Everyone knows that eating a lot of sticky, sugary foods can damage your teeth and cause cavities. What may surprise you is that there are other types of foods and beverages, many of them considered healthy, that can also damage your teeth. Here is a list of four surprising dental destroyers, as well as what you can do to protect your pearly whites:

1. Starchy Foods

Starches are a form of sugar, and they provide fuel for the plaque and bacteria that coat your teeth. When you eat starchy foods they leave a residue on your teeth. Oral bacteria cling to that residue and proliferate there. Over time, iff you don't brush well after eating starchy foods, you can end up with nasty cavities and gum disease. Starchy foods include potatoes and root vegetables, breads and pasta, whole grains, and rice.

2. Acidic Foods

Next to bacteria, acids are like kryptonite to your teeth. Just like oral bacteria that cling to the residue on your teeth, acids can sit on your teeth and eat through the enamel, making you more vulnerable to cavities. Acids can also etch the enamel, making it more prone to staining. Acidic foods include fresh fruits and fruit juices, carbonated soft drinks (even sugarless), tomatoes, wine, and vinegar.

3. Hard Foods

Hard foods can crack and chip the enamel on your teeth, making them more prone to decay. Hard foods can also crack and chip existing fillings, giving bacteria a chance to infiltrate deeper into your teeth and reach the reach the roots, where they can do more damage. Hard foods include carrots, corn on the cob, hard candies (even sugarless), and ice cubes.

4. Sticky, Clingy Foods

Sticky or clingy foods are foods that get stuck on, in or between your teeth or gums. These foods linger long after you have eaten them (and sometimes after brushing) and they feed the bacteria that destroy your teeth. Sometimes you can tell that these foods are there, because they stain your teeth and are annoying; but other times they could hang out without you noticing. Flossing is usually required to remove these foods. Sticky or clingy foods include sticky and chewy candies or fruit snacks, meats, leafy greens, and corn kernels.

Protecting Your Teeth and Gums

The best way to protect your teeth and gums is to avoid these potentially damaging foods altogether. However, doing so would involve removing several enjoyable and beneficial foods from your diet. Since that could be both challenging and unhealthy, you are better off taking preventative measures by stepping up your dental hygiene to avoid any damage these foods might cause.

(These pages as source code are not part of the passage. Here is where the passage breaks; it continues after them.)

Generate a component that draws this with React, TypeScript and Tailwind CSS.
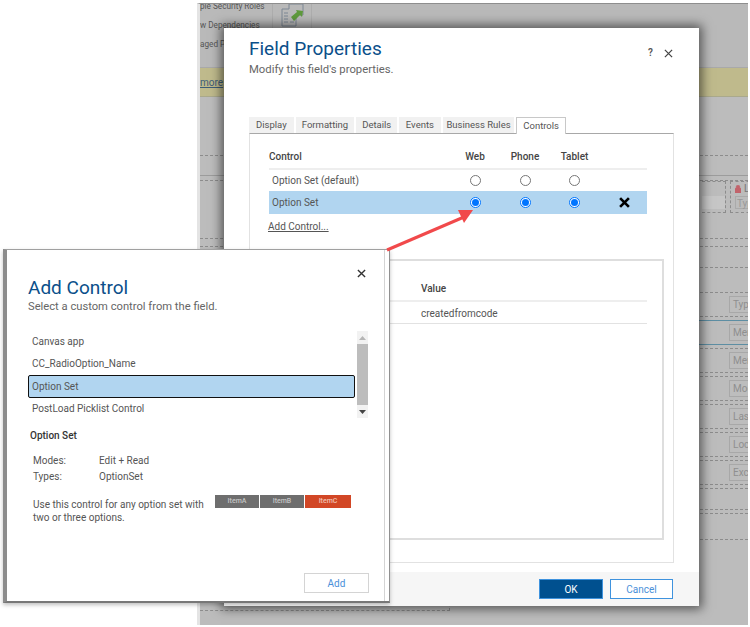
const font = { fontFamily: 'Roboto, "Open Sans", sans-serif' };

function Radio({ checked = false }: { checked?: boolean }) {
  if (checked) {
    return (
      <span className="flex h-[11px] w-[11px] items-center justify-center rounded-full border border-[#0075ff] bg-white">
        <span className="h-[7px] w-[7px] rounded-full bg-[#0075ff]" />
      </span>
    );
  }
  return <span className="block h-[11px] w-[11px] rounded-full border border-[#767676] bg-white" />;
}

function Close({ size = 9, width = 1.4, color = "#444" }: { size?: number; width?: number; color?: string }) {
  return (
    <svg width={size} height={size} viewBox="0 0 10 10" fill="none" stroke={color} strokeWidth={width}>
      <path d="M1 1L9 9M9 1L1 9" />
    </svg>
  );
}

function Tab({ label, width, active = false }: { label: string; width: string; active?: boolean }) {
  return (
    <div
      className={`flex h-[16px] items-center justify-center text-[9.5px] text-[#555] ${width} ${
        active ? "relative z-10 -mb-px h-[17px] border border-b-0 border-[#c8c8c8] bg-white" : "bg-[#f1f1f1]"
      }`}
    >
      {label}
    </div>
  );
}

function FieldRow({ label, first = "border-[#8c8c8c]", second = "border-[#8c8c8c]", firstStyle = "border-dashed", secondStyle = "border-dashed" }: { label: string; first?: string; second?: string; firstStyle?: string; secondStyle?: string }) {
  return (
    <>
      <div className={`flex h-[24px] shrink-0 items-center border-b ${firstStyle} ${first}`}>
        <div className="ml-[529px] flex h-[17px] w-[40px] shrink-0 items-center border border-[#a8a8a8] bg-[#bdbdbd] pl-[3px] text-[10px] text-[#8f8f8f]">
          {label}
        </div>
      </div>
      <div className={`h-[4px] shrink-0 border-b ${secondStyle} ${second}`} />
    </>
  );
}

function Background() {
  return (
    <div className="absolute left-[197px] top-[3px] flex h-[622px] w-[551px] flex-col overflow-hidden border-l-[3px] border-l-[#e4e4e4] border-t border-t-[#8e8e8e] bg-[#bcbcbc] text-[#555]">
      {/* ribbon */}
      <div className="flex h-[64px] shrink-0 border-b border-[#a9a9a9] bg-[#b9b9b9]">
        <div className="-mt-[5px] flex w-[72px] flex-col gap-[5px] whitespace-nowrap text-[8.2px] leading-[14px]">
          <span>ple Security Roles</span>
          <span>w Dependencies</span>
          <span>aged P</span>
        </div>
        <div className="flex w-[40px] justify-center border-x border-[#adadad]">
          <svg width="26" height="24" viewBox="0 0 26 24" fill="none">
            <path d="M10 0V5H3V22H17V14M10 0H24V11H17" stroke="#7d8794" />
            <path d="M5 9H9M5 12H9M5 15H9M5 18H9M11 18H15" stroke="#7d8794" />
            <path d="M12 13L18 8L17 6L24 7L23 13L21 11L15 17Z" fill="#5e9a3c" />
          </svg>
        </div>
      </div>
      <div className="flex h-[29px] shrink-0 items-center border-b border-[#aaa98c] bg-[#bfba8c] text-[10px] text-[#3d5d78] underline">
        more
      </div>
      {/* form sections */}
      <div className="h-[59px] shrink-0 border-b border-dashed border-[#8c8c8c]" />
      <div className="h-[20px] shrink-0 border-b border-[#9c9c9c]" />
      <div className="h-[5px] shrink-0 border-b border-dashed border-[#8c8c8c]" />
      <div className="flex h-[32px] shrink-0 items-center pl-[502px]">
        <div className="flex h-[32px] w-[26px] items-end border-y border-r border-dashed border-[#8c8c8c] pb-[3px]">
          <div className="h-[13px] w-[23px] bg-[#c6c6c6]" />
        </div>
        <div className="ml-[4px] flex h-[32px] w-[30px] flex-col border border-dashed border-[#8c8c8c] pl-[4px] text-[10px] leading-[13px] text-[#777]">
          <div className="flex items-center gap-[3px]">
            <svg width="6" height="8" viewBox="0 0 6 8">
              <path d="M0 3.5H6V8H0ZM1.2 3.5V2A1.8 1.8 0 0 1 4.8 2V3.5" fill="#c2636b" stroke="#c2636b" strokeWidth="0.7" />
            </svg>
            <span>L</span>
          </div>
          <div className="mt-[1px] h-[13px] border border-[#aaa] pl-[1px] text-[#999]">Typ</div>
        </div>
      </div>
      <div className="h-[26px] shrink-0 border-b border-dashed border-[#8c8c8c]" />
      <div className="h-[8px] shrink-0 border-b border-dashed border-[#8c8c8c]" />
      <div className="h-[21px] shrink-0 border-b border-dashed border-[#8c8c8c]" />
      <div className="h-[25px] shrink-0 border-b border-dashed border-[#8c8c8c]" />
      <FieldRow label="Type" second="border-[#5d8ea3]" secondStyle="border-solid" />
      <FieldRow label="Mem" first="border-[#5d8ea3]" firstStyle="border-solid" />
      <FieldRow label="Mem" />
      <FieldRow label="Mod" />
      <FieldRow label="Last" />
      <FieldRow label="Lock" />
      <FieldRow label="Excl" />
      <div className="h-[21px] shrink-0 border-b border-dashed border-[#8c8c8c]" />
      <div className="h-[4px] shrink-0 border-b border-dashed border-[#8c8c8c]" />
      <div className="h-[26px] shrink-0 border-b border-dashed border-[#8c8c8c]" />
      <div className="h-[71px] w-[250px] shrink-0 border-b border-r border-dashed border-[#8c8c8c]" />
    </div>
  );
}

function FieldProperties() {
  return (
    <div className="absolute left-[224px] top-[28px] flex h-[578px] w-[475px] flex-col bg-white shadow-[0_0_10px_3px_rgba(0,0,0,0.55)]">
      <div className="relative h-[89px] shrink-0 pl-[25px] pt-[7px]">
        <h1 className="text-[19px] leading-[28px] text-[#0b4f8a]">Field Properties</h1>
        <p className="text-[11.3px] leading-[14px] text-[#666]">Modify this field's properties.</p>
        <div className="absolute right-[26px] top-[20px] flex items-center gap-[11px] text-[10px] font-semibold leading-[10px] text-[#555]">
          <span>?</span>
          <Close />
        </div>
      </div>

      <div className="ml-[25px] flex w-[317px] shrink-0 gap-[2px]">
        <Tab label="Display" width="w-[45px]" />
        <Tab label="Formatting" width="w-[59px]" />
        <Tab label="Details" width="w-[41px]" />
        <Tab label="Events" width="w-[42px]" />
        <Tab label="Business Rules" width="w-[72px]" />
        <Tab label="Controls" width="w-[50px]" active />
      </div>

      <div className="ml-[25px] h-[430px] w-[425px] shrink-0 border border-[#e2e2e2] border-t-[#a8a8a8] pl-[19px]">
        <div className="w-[378px] text-[10px] text-[#555]">
          <div className="mt-[12px] grid h-[24px] grid-cols-[181px_50px_50px_49px_1fr] items-center border-b-2 border-[#eeeeee] font-medium text-[#444]">
            <span className="pb-[2px]">Control</span>
            <span className="pb-[2px] text-center">Web</span>
            <span className="pb-[2px] text-center">Phone</span>
            <span className="pb-[2px] text-center">Tablet</span>
            <span />
          </div>
          <div className="grid h-[21px] grid-cols-[181px_50px_50px_49px_1fr] items-center justify-items-center pb-[1px]">
            <span className="justify-self-start pl-[3px]">Option Set (default)</span>
            <Radio />
            <Radio />
            <Radio />
            <span />
          </div>
          <div className="grid h-[23px] grid-cols-[181px_50px_50px_49px_1fr] items-center justify-items-center bg-[#b1d5f0]">
            <span className="justify-self-start pl-[3px]">Option Set</span>
            <Radio checked />
            <Radio checked />
            <Radio checked />
            <span className="pl-[2px]">
              <Close size={11} width={2.4} color="#000" />
            </span>
          </div>
          <div className="-ml-[1px] mt-[6px] leading-[14px] text-[#555] underline">Add Control...</div>
        </div>

        <div className="-ml-[10px] mt-[25px] h-[281px] w-[405px] border-2 border-[#dedede] pl-[10px] pr-[15px] text-[10px] text-[#555]">
          <div className="h-[41px] border-b-2 border-[#eeeeee] pl-[150px] pt-[21px] font-medium leading-[14px] text-[#444]">Value</div>
          <div className="flex h-[22px] items-center border-b border-[#e2e2e2] pl-[150px] pt-[2px]">createdfromcode</div>
        </div>
      </div>

      <div className="mt-[9px] flex flex-1 items-center justify-end gap-[7px] bg-[#f6f6f6] pr-[26px] text-[10px]">
        <button className="h-[20px] w-[64px] border border-[#3f93de] bg-[#00508f] text-white">OK</button>
        <button className="h-[20px] w-[63px] border border-[#3f93de] bg-white text-[#4a90d9]">Cancel</button>
      </div>
    </div>
  );
}

function AddControl() {
  return (
    <div className="absolute left-[3px] top-[249px] flex h-[354px] w-[387px] flex-col border-b-2 border-l-4 border-r border-t border-b-[#777] border-l-[#8c8c8c] border-r-[#909090] border-t-[#a0a0a0] bg-white shadow-[0_2px_4px_rgba(0,0,0,0.25)]">
      <div className="relative flex h-full w-[378px] flex-col border-r border-[#d4d4d4] text-[10px] text-[#555]">
        <div className="absolute right-[18px] top-[19px]">
          <Close size={9} width={1.5} color="#333" />
        </div>
        <div className="pl-[21px] pt-[24px]">
          <h2 className="text-[19px] leading-[28px] text-[#0b4f8a]">Add Control</h2>
          <p className="-mt-[2px] text-[11.2px] leading-[14px] text-[#666]">Select a custom control from the field.</p>
        </div>

        <div className="ml-[21px] mt-[17px] flex h-[87px] w-[340px]">
          <ul className="w-[327px] leading-[14px]">
            <li className="flex h-[22px] items-center pl-[4px]">Canvas app</li>
            <li className="flex h-[22px] items-center pl-[4px]">CC_RadioOption_Name</li>
            <li className="flex h-[23px] items-center rounded-[2px] border border-[#111] bg-[#b1d5f0] pl-[3px]">Option Set</li>
            <li className="flex h-[22px] items-center pl-[4px]">PostLoad Picklist Control</li>
          </ul>
          <div className="ml-[2px] flex w-[11px] flex-col items-center bg-[#f2f2f2]">
            <svg className="mt-[5px]" width="7" height="4" viewBox="0 0 7 4"><path d="M3.5 0L7 4H0Z" fill="#b5b5b5" /></svg>
            <div className="mt-[4px] h-[61px] w-full bg-[#bdbdbd]" />
            <svg className="mt-[5px]" width="7" height="4" viewBox="0 0 7 4"><path d="M3.5 4L7 0H0Z" fill="#444" /></svg>
          </div>
        </div>

        <div className="pl-[23px] pt-[11px] font-medium leading-[14px] text-[#333]">Option Set</div>
        <dl className="mt-[10px] grid grid-cols-[66px_1fr] pl-[26px] leading-[16px]">
          <dt>Modes:</dt>
          <dd>Edit + Read</dd>
          <dt>Types:</dt>
          <dd>OptionSet</dd>
        </dl>
        <div className="mt-[10px] flex pl-[26px]">
          <p className="w-[182px] pt-[3px] leading-[13px]">Use this control for any option set with two or three options.</p>
          <div className="flex h-[13px] w-[136px] text-[7px] font-medium leading-[13px] text-[#c4c4c4]">
            <span className="w-[45px] border-r border-white bg-[#6e6e6e] text-center">ItemA</span>
            <span className="w-[45px] border-r border-white bg-[#6e6e6e] text-center">ItemB</span>
            <span className="w-[46px] bg-[#d24726] text-center text-[#f0c0b0]">ItemC</span>
          </div>
        </div>

        <div className="mt-auto flex justify-end pb-[8px] pr-[15px]">
          <button className="h-[20px] w-[65px] border border-[#d4d4d4] bg-white text-[10px] text-[#4a90d9]">Add</button>
        </div>
      </div>
    </div>
  );
}

export default function App() {
  return (
    <div className="relative h-[627px] w-[750px] overflow-hidden bg-white" style={font}>
      <Background />
      <FieldProperties />
      <AddControl />
      {/* callout arrow */}
      <svg className="absolute left-[380px] top-[205px]" width="100" height="50" viewBox="0 0 100 50" fill="none">
        <path d="M7 45L84 12" stroke="#f1494b" strokeWidth="3" />
        <path d="M93 5L78 5L84 18Z" fill="#f1494b" />
      </svg>
    </div>
  );
}
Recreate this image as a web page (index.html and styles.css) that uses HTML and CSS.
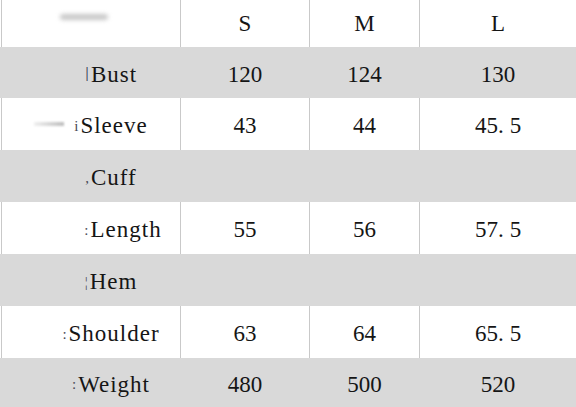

Preventative Measures to Protect Teeth

  • Cut hard foods into bite-sized pieces

  • Drink acidic beverages through a straw

  • Cut corn-on-the-cob off the cob before eating

Improving Dental Hygiene

  • Brush teeth or at least rinse your mouth with a fluoride mouthwash, or plain water, after you eat to remove any food residue

  • Carry dental floss with you to remove any sticky or clingy foods from between your teeth

  • Carry a tooth brush with you for some post-lunch maintenance.Make sure the brush has soft bristles, and avoid over brushing (which can also damage your tooth enamel and hurt gums)

You should do all of these things in addition to brushing your teeth in the morning and before bed, flossing regularly, and getting dental checkups every six months.